La grottesca querelle tra Lega e Udc in vista del '27 è solo l'ultimo caso di fuffa al quadrato quando le esigenze di popolazione e imprese aumentano
Davanti al teatro messo in piedi da Lega e Udc sulla possibile riedizione dell’intesa in vista delle elezioni cantonali del 2027 viene da chiedersi cosa possa pensare di tutto ciò una persona normale che ha bollette da pagare, figli da mandare agli studi, un’attività da cercar di rendere redditizia. L’autoreferenzialità è parte integrante della politica, ed è cosa nota. Ci mancherebbe altro. Ma il perdersi dietro discorsi su questo o quel nome, questo o quel vincolo, questo o quel veto a due anni dalle elezioni fa da un lato perdere alla destra quell’aura di pragmatismo che l’ha sempre accompagnata in contrapposizione alla fiera dei panni sporchi lavati in pubblico della sinistra, dall’altro a una perdita di contatto con la realtà. Si torna a chiedere: chi fatica ad arrivare a fine mese, o vorrebbe condizioni quadro migliori per la sua ditta, o ha preoccupazioni dettate dal potere d’acquisto in calo che opinione si fa di un battibeccare continuo e inconcludente?

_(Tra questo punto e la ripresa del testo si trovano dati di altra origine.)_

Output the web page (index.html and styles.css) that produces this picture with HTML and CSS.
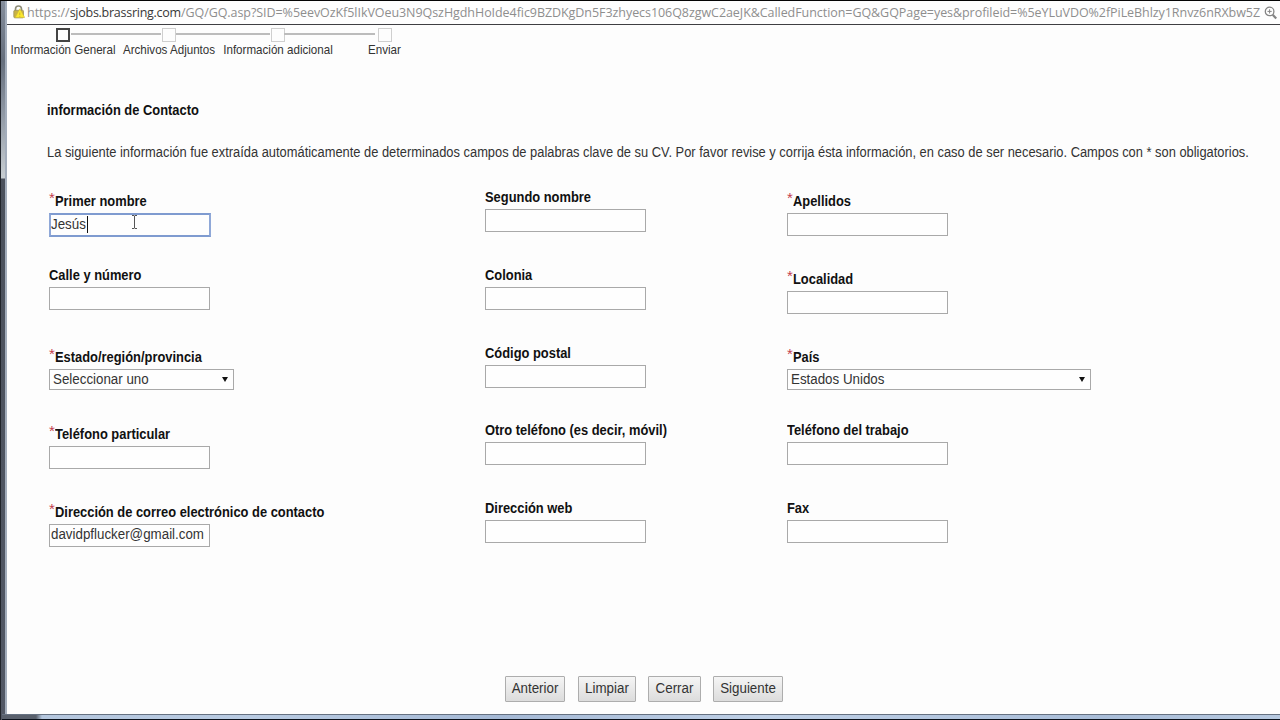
FILE: index.html
```html
<!DOCTYPE html>
<html lang="es">
<head>
<meta charset="utf-8">
<title>Información de Contacto</title>
<link rel="stylesheet" href="styles.css">
</head>
<body>
<div class="window">
  <header class="address">
    <svg class="lock" width="12" height="14" viewBox="0 0 12 14"><path d="M2.5 6V4a3 3 0 0 1 6 0v2" fill="none" stroke="#8d8c78" stroke-width="1.6"/><rect x=".8" y="5.3" width="9.7" height="7.5" rx="1" fill="#c9b343" stroke="#9b9262" stroke-width=".8"/><path d="M6.8 3.8 11.8 12.6H2.2Z" fill="#fae72d" stroke="#c8b53a" stroke-width=".5"/><path d="M6.8 7.5v2.7M6.8 11v.8" stroke="#b89d31" stroke-width=".7"/></svg>
    <div class="url"><span class="scheme">https://</span><span class="host">sjobs.brassring.com</span><span class="path">/GQ/GQ.asp?SID=%5eevOzKf5lIkVOeu3N9QszHgdhHoIde4fic9BZDKgDn5F3zhyecs106Q8zgwC2aeJK&amp;CalledFunction=GQ&amp;GQPage=yes&amp;profileid=%5eYLuVDO%2fPiLeBhlzy1Rnvz6nRXbw5Z</span></div>
    <svg class="zoom" width="14" height="14" viewBox="0 0 14 14" fill="none" stroke="#858585"><circle cx="5.6" cy="5.4" r="4.3" stroke-width="1.3"/><path d="M8.7 8.7 12.2 12.4" stroke-width="2.2"/><path d="M3.5 5.4h4.2M5.6 3.3v4.2" stroke-width="1"/></svg>
  </header>
  <nav class="steps">
    <div class="step s1 current"><i class="box"></i><span>Información General</span></div>
    <div class="step s2"><i class="box"></i><span>Archivos Adjuntos</span></div>
    <div class="step s3"><i class="box"></i><span>Información adicional</span></div>
    <div class="step s4"><i class="box"></i><span>Enviar</span></div>
  </nav>
  <main class="content">
    <h1 class="title">información de Contacto</h1>
    <p class="intro">La siguiente información fue extraída automáticamente de determinados campos de palabras clave de su CV. Por favor revise y corrija ésta información, en caso de ser necesario. Campos con * son obligatorios.</p>
    <form class="form">
      <div class="field req"><label><b class="star">*</b><span>Primer nombre</span></label><div class="input focus"><span class="value">Jesús</span><i class="caret"></i><svg class="beam" width="7" height="14" viewBox="0 0 7 14"><path d="M1 .5h2l.5.5.5-.5h2M3.5 1v12M1 13.5h2l.5-.5.5.5h2" fill="none" stroke="#555"/></svg></div></div>
      <div class="field"><label><span>Segundo nombre</span></label><div class="input"></div></div>
      <div class="field req"><label><b class="star">*</b><span>Apellidos</span></label><div class="input"></div></div>
      <div class="field"><label><span>Calle y número</span></label><div class="input"></div></div>
      <div class="field"><label><span>Colonia</span></label><div class="input"></div></div>
      <div class="field req"><label><b class="star">*</b><span>Localidad</span></label><div class="input"></div></div>
      <div class="field req"><label><b class="star">*</b><span>Estado/región/provincia</span></label><div class="select state"><span class="value">Seleccionar uno</span><i class="arrow"></i></div></div>
      <div class="field"><label><span>Código postal</span></label><div class="input"></div></div>
      <div class="field req"><label><b class="star">*</b><span>País</span></label><div class="select country"><span class="value">Estados Unidos</span><i class="arrow"></i></div></div>
      <div class="field req"><label><b class="star">*</b><span>Teléfono particular</span></label><div class="input"></div></div>
      <div class="field"><label><span>Otro teléfono (es decir, móvil)</span></label><div class="input"></div></div>
      <div class="field"><label><span>Teléfono del trabajo</span></label><div class="input"></div></div>
      <div class="field req"><label><b class="star">*</b><span>Dirección de correo electrónico de contacto</span></label><div class="input"><span class="value">davidpflucker@gmail.com</span></div></div>
      <div class="field"><label><span>Dirección web</span></label><div class="input"></div></div>
      <div class="field"><label><span>Fax</span></label><div class="input"></div></div>
    </form>
    <div class="actions">
      <button class="btn b1" type="button"><span class="value">Anterior</span></button>
      <button class="btn b2" type="button"><span class="value">Limpiar</span></button>
      <button class="btn b3" type="button"><span class="value">Cerrar</span></button>
      <button class="btn b4" type="button"><span class="value">Siguiente</span></button>
    </div>
  </main>
  <footer class="frame-bottom"></footer>
</div>
</body>
</html>
```
FILE: styles.css
```css
* { box-sizing: border-box; }
body { margin: 0; width: 1280px; height: 720px; overflow: hidden; background: #fdfdfd; font-family: "Liberation Sans", Arial, sans-serif; color: #333; }
.window { width: 1280px; height: 720px; padding-left: 7px; display: flex; flex-direction: column; border-top: 1px solid #050505;
  background:
    linear-gradient(90deg, #20242a 0 1px, transparent 1px 2px, transparent 5px, #a3adbb 5px 7px, transparent 7px) 0 0 / 7px 100% no-repeat,
    linear-gradient(180deg, #848d9b 0, #656e7c 60px, #8d96a2 110px, #c8ced2 177px, #4b515c 178px, #525865 100%) 0 0 / 7px 100% no-repeat,
    #fdfdfd; }
.address { height: 24px; display: flex; align-items: center; border-bottom: 1px solid #3f3f43; background: #fefefe; padding-left: 6px; }
.lock { flex: none; margin-right: 2px; margin-top: -1px; }
.url { flex: none; width: 1235px; overflow: hidden; white-space: nowrap; font: 12.5px/20px "Open Sans", "Noto Sans", sans-serif; color: #8e8e8e; }
.host { color: #383838; letter-spacing: -.26px; }
.path { letter-spacing: -.06px; }
.zoom { flex: none; margin-left: 2px; }
.steps { height: 45px; display: flex; }
.step { display: flex; flex-direction: column; align-items: center; padding-top: 3px; font-size: 11.6px; line-height: 14px; position: relative; white-space: nowrap; }
.step span { transform: scaleY(1.06); margin-top: 1px; }
.box { width: 14px; height: 14px; border: 1px solid #cfcfcf; background: #fdfdfd; }
.current .box { border: 2px solid #444; }
.step + .step::before { content: ""; position: absolute; top: 8px; height: 2px; background: #bcbcbc; }
.s1 { width: 112px; }
.s2 { width: 100px; }
.s3 { width: 118px; }
.s4 { width: 95px; }
.step.s2::before { width: 90px; right: 58px; }
.step.s3::before { width: 94px; right: 67px; }
.step.s4::before { width: 91px; right: 57px; }
.content { flex: 1; padding: 33px 0 0 40px; }
.title { margin: 0; font-size: 12.9px; line-height: 16px; color: #111; transform: scaleY(1.08); width: max-content; }
.intro { margin: 26px 0 0; font-size: 12.88px; line-height: 16px; white-space: nowrap; width: max-content; transform: scaleY(1.08); }
.form { display: grid; grid-template-columns: 436px 302px 304px; grid-template-rows: 78px 78px 77px 78px 78px; margin: 29px 0 0 2px; }
.field label { display: flex; height: 19px; font-size: 12.9px; font-weight: bold; line-height: 16px; color: #111; white-space: nowrap; }
.field label span { transform: scaleY(1.08); }
.field.req label { height: 23px; padding-top: 4px; }
.star { width: 6px; font-size: 15px; font-weight: normal; line-height: 16px; margin-top: -4px; color: #c43d4c; }
.value { display: inline-block; transform: scaleY(1.08); }
.input { width: 161px; height: 23px; border: 1px solid #a9a9a9; background: #fefefe; font-size: 13.35px; line-height: 20px; padding-left: 1px; position: relative; }
.focus { height: 24px; width: 162px; border: 2px solid #8ba5d6; border-color: #7f9bd0 #8fa8d8; line-height: 20px; padding-left: 0; }
.caret { position: absolute; left: 36px; top: 1px; width: 1px; height: 17px; background: #111; }
.beam { position: absolute; left: 80px; top: 0; }
.select { height: 21px; border: 1px solid #a9a9a9; background: #fefefe; font-size: 13.35px; line-height: 18px; padding: 0 5px 0 3px; display: flex; justify-content: space-between; align-items: center; }
.state { width: 185px; }
.country { width: 304px; }
.arrow { border: 3px solid transparent; border-top: 5px solid #111; border-bottom: 0; }
.actions { display: flex; margin: 97px 0 0 458px; }
.btn { height: 26px; padding: 0; border: 1px solid #adadad; border-radius: 1px; background: linear-gradient(#f5f5f5, #dcdcdc); font: 13.35px/20px "Liberation Sans", Arial, sans-serif; color: #333; }
.b1 { width: 60px; margin-right: 13px; }
.b2 { width: 58px; margin-right: 12px; }
.b3 { width: 53px; margin-right: 12px; }
.b4 { width: 70px; }
.frame-bottom { height: 6px; margin-left: -5px; border-top: 1px solid #667181; border-bottom: 1px solid #0b111b; background: linear-gradient(90deg, #59606c 34px, #b4c6dd 40px, #b9cbe2 250px, #a5b9d5 500px, #bfd0e6 760px, #a9bdd8 1100px, #b7c9e0); }
```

Certo, i destini dell’alleanza tra Lega e Udc sono la pietra angolare delle prossime elezioni. Dal compimento o meno di questa intesa dipenderanno il movimento di tante pedine e la presenza di certe persone invece che altre sulle liste avversarie – soprattutto del Plr –, così come qualcuno che sembra non vedere l’ora di cercare la strada per Berna magari dovrà rinviare i viaggi settimanali di qualche tempo. Certo, anche la presenza di un esponente Udc in governo, con la relativa perdita da parte della Lega della maggioranza relativa, scompaginerebbe tutto e darebbe – forse – quella ventata di rinnovamento che un Consiglio di Stato un po’ impolverato sembra necessitare.
Ma fatta salva la chiacchiera politica, che tanto piace ad addetti ai lavori o autentici feticisti e non lo nega nessuno, resta la domanda: una popolazione sempre più sfiduciata, che fa progredire viepiù la scheda senza intestazione, con problemi che aumentano e risposte che spesso mancano, cosa deduce dalla battaglia al grido di “Vengo anch’io, no tu no” tra il presidente democentrista Piero Marchesi e il consigliere di Stato leghista Claudio Zali? La risposta semplice è che il tutto venga derubricato a questione di cadreghe che non risolvono nulla dei problemi aperti nei budget delle famiglie e nelle esigenze di chi produce.
Chi assiste al gran ballo della politica, lo fa leggendo il giornale la mattina prima di andare a lavorare, guardando la televisione o ascoltando la radio stanco la sera, seguendo sullo smartphone le notizie durante la giornata. Ma pensando a come far quadrare i conti, a come avere meno vincoli burocratici per la sua azienda, a evitare interventi nel proprio portafogli, a come crescere un figlio in un mondo che a volte sembra fuori controllo. Ed è a questi problemi, alla fattura della cassa malati come al far la spesa per la propria famiglia senza dover varcare la dogana, che la gente chiede risposte. Chi prova a mettere ordine con buon senso e concretezza a volte la spunta in parlamento, ma nella quotidianità l’utile viene sommerso dall’inutile facendo sembrare tutta l’erba un fascio: la conseguenza più grave, quella del “sono tutti uguali”. Finché ci saranno i cerotti elettorali e non le operazioni chirurgiche strutturali, non ci si dovrà meravigliare se le risposte che i grandi temi meritano rimarranno sempre e solo nel campo della fantasia.
Alla fine, al di là di cordoni sanitari, alleanze, intese o vociate generali, in una democrazia è il popolo che decide. Non va mai dimenticato: né da chi guarda il dito, né da chi guarda la luna.